GOAL: Reproduce the listing below exactly. Pictures do not belong in the copy.

◇ ◇ ◇

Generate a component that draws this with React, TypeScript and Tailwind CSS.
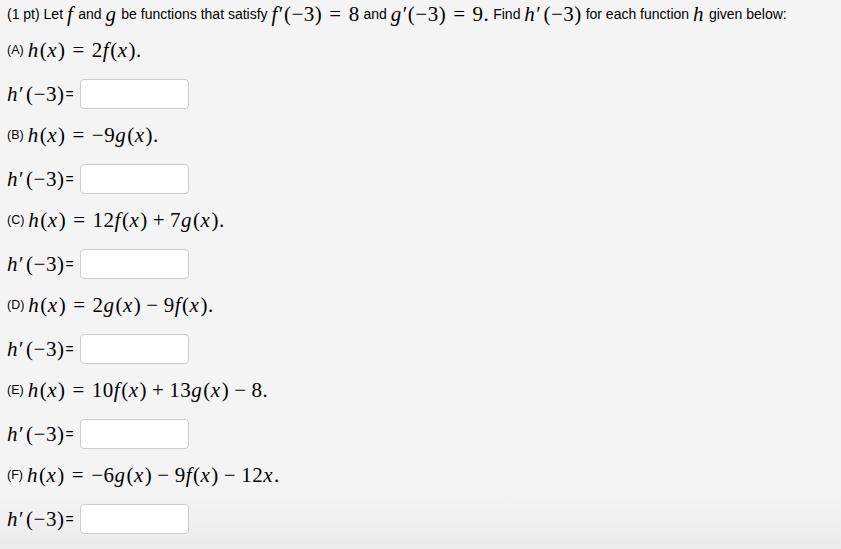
import React from "react";

const SERIF = "font-['Liberation_Serif',serif]";
const SANS = "font-['Liberation_Sans',Arial,sans-serif]";

function V({ children }: { children: React.ReactNode }) {
  return <span className="italic mr-[1px]">{children}</span>;
}

function Op({ children }: { children: React.ReactNode }) {
  return <span className="mx-[5px]">{children}</span>;
}

function Eq() {
  return <span className="mx-[7px]">=</span>;
}

function M({ children }: { children: React.ReactNode }) {
  return (
    <span className={`${SERIF} text-[21px] leading-none tracking-[0.5px] whitespace-nowrap`}>
      {children}
    </span>
  );
}

const fx = (
  <>
    <V>f</V>(<V>x</V>)
  </>
);
const gx = (
  <>
    <V>g</V>(<V>x</V>)
  </>
);

const hPrime = (
  <M>
    <V>h</V>′<span className="ml-[2px]">(−3)</span>
  </M>
);

const PARTS: { label: string; expr: React.ReactNode }[] = [
  { label: "(A)", expr: <>2{fx}.</> },
  { label: "(B)", expr: <>−9{gx}.</> },
  {
    label: "(C)",
    expr: (
      <>
        12{fx}
        <Op>+</Op>7{gx}.
      </>
    ),
  },
  {
    label: "(D)",
    expr: (
      <>
        2{gx}
        <Op>−</Op>9{fx}.
      </>
    ),
  },
  {
    label: "(E)",
    expr: (
      <>
        10{fx}
        <Op>+</Op>13{gx}
        <Op>−</Op>8.
      </>
    ),
  },
  {
    label: "(F)",
    expr: (
      <>
        −6{gx}
        <Op>−</Op>9{fx}
        <Op>−</Op>12<V>x</V>.
      </>
    ),
  },
];

export default function App() {
  return (
    <div
      className={`w-[841px] h-[549px] overflow-hidden bg-linear-to-b from-[#f4f4f4] from-90% to-[#ebebeb] text-black ${SANS} text-[14px] pl-[7px] pt-[3px]`}
    >
      <div className="h-[22px] flex items-center mb-[12px] whitespace-nowrap">
        <span>(1 pt) Let&nbsp;</span>
        <M>
          <V>f</V>
        </M>
        <span>&nbsp;and&nbsp;</span>
        <M>
          <V>g</V>
        </M>
        <span>&nbsp;be functions that satisfy&nbsp;</span>
        <M>
          <V>f</V>′(−3)
          <Eq />8
        </M>
        <span>&nbsp;and&nbsp;</span>
        <M>
          <V>g</V>′(−3)
          <Eq />9.
        </M>
        <span>&nbsp;Find&nbsp;</span>
        {hPrime}
        <span>&nbsp;for each function&nbsp;</span>
        <M>
          <V>h</V>
        </M>
        <span>&nbsp;given below:</span>
      </div>

      {PARTS.map((p) => (
        <div key={p.label} className="mb-[13px]">
          <div className="h-[26px] flex items-center">
            <span className="text-[12.5px] mr-[4px]">{p.label}</span>
            <M>
              <V>h</V>(<V>x</V>)
              <Eq />
              {p.expr}
            </M>
          </div>
          <div className="h-[30px] mt-[16px] flex items-center">
            {hPrime}
            <span className="ml-[1px] mr-[6px]">=</span>
            <div className="w-[109px] h-[30px] bg-white border border-[#cccccc] rounded-[4px]" />
          </div>
        </div>
      ))}
    </div>
  );
}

◇ ◇ ◇

WRITTEN SOLUTION:
Generate a component that draws this with React, TypeScript and Tailwind CSS.
import React from "react";

const SERIF = "font-['Liberation_Serif',serif]";
const SANS = "font-['Liberation_Sans',Arial,sans-serif]";

function V({ children }: { children: React.ReactNode }) {
  return <span className="italic mr-[1px]">{children}</span>;
}

function Op({ children }: { children: React.ReactNode }) {
  return <span className="mx-[5px]">{children}</span>;
}

function Eq() {
  return <span className="mx-[7px]">=</span>;
}

function M({ children }: { children: React.ReactNode }) {
  return (
    <span className={`${SERIF} text-[21px] leading-none tracking-[0.5px] whitespace-nowrap`}>
      {children}
    </span>
  );
}

const fx = (
  <>
    <V>f</V>(<V>x</V>)
  </>
);
const gx = (
  <>
    <V>g</V>(<V>x</V>)
  </>
);

const hPrime = (
  <M>
    <V>h</V>′<span className="ml-[2px]">(−3)</span>
  </M>
);

const PARTS: { label: string; expr: React.ReactNode }[] = [
  { label: "(A)", expr: <>2{fx}.</> },
  { label: "(B)", expr: <>−9{gx}.</> },
  {
    label: "(C)",
    expr: (
      <>
        12{fx}
        <Op>+</Op>7{gx}.
      </>
    ),
  },
  {
    label: "(D)",
    expr: (
      <>
        2{gx}
        <Op>−</Op>9{fx}.
      </>
    ),
  },
  {
    label: "(E)",
    expr: (
      <>
        10{fx}
        <Op>+</Op>13{gx}
        <Op>−</Op>8.
      </>
    ),
  },
  {
    label: "(F)",
    expr: (
      <>
        −6{gx}
        <Op>−</Op>9{fx}
        <Op>−</Op>12<V>x</V>.
      </>
    ),
  },
];

export default function App() {
  return (
    <div
      className={`w-[841px] h-[549px] overflow-hidden bg-linear-to-b from-[#f4f4f4] from-90% to-[#ebebeb] text-black ${SANS} text-[14px] pl-[7px] pt-[3px]`}
    >
      <div className="h-[22px] flex items-center mb-[12px] whitespace-nowrap">
        <span>(1 pt) Let&nbsp;</span>
        <M>
          <V>f</V>
        </M>
        <span>&nbsp;and&nbsp;</span>
        <M>
          <V>g</V>
        </M>
        <span>&nbsp;be functions that satisfy&nbsp;</span>
        <M>
          <V>f</V>′(−3)
          <Eq />8
        </M>
        <span>&nbsp;and&nbsp;</span>
        <M>
          <V>g</V>′(−3)
          <Eq />9.
        </M>
        <span>&nbsp;Find&nbsp;</span>
        {hPrime}
        <span>&nbsp;for each function&nbsp;</span>
        <M>
          <V>h</V>
        </M>
        <span>&nbsp;given below:</span>
      </div>

      {PARTS.map((p) => (
        <div key={p.label} className="mb-[13px]">
          <div className="h-[26px] flex items-center">
            <span className="text-[12.5px] mr-[4px]">{p.label}</span>
            <M>
              <V>h</V>(<V>x</V>)
              <Eq />
              {p.expr}
            </M>
          </div>
          <div className="h-[30px] mt-[16px] flex items-center">
            {hPrime}
            <span className="ml-[1px] mr-[6px]">=</span>
            <div className="w-[109px] h-[30px] bg-white border border-[#cccccc] rounded-[4px]" />
          </div>
        </div>
      ))}
    </div>
  );
}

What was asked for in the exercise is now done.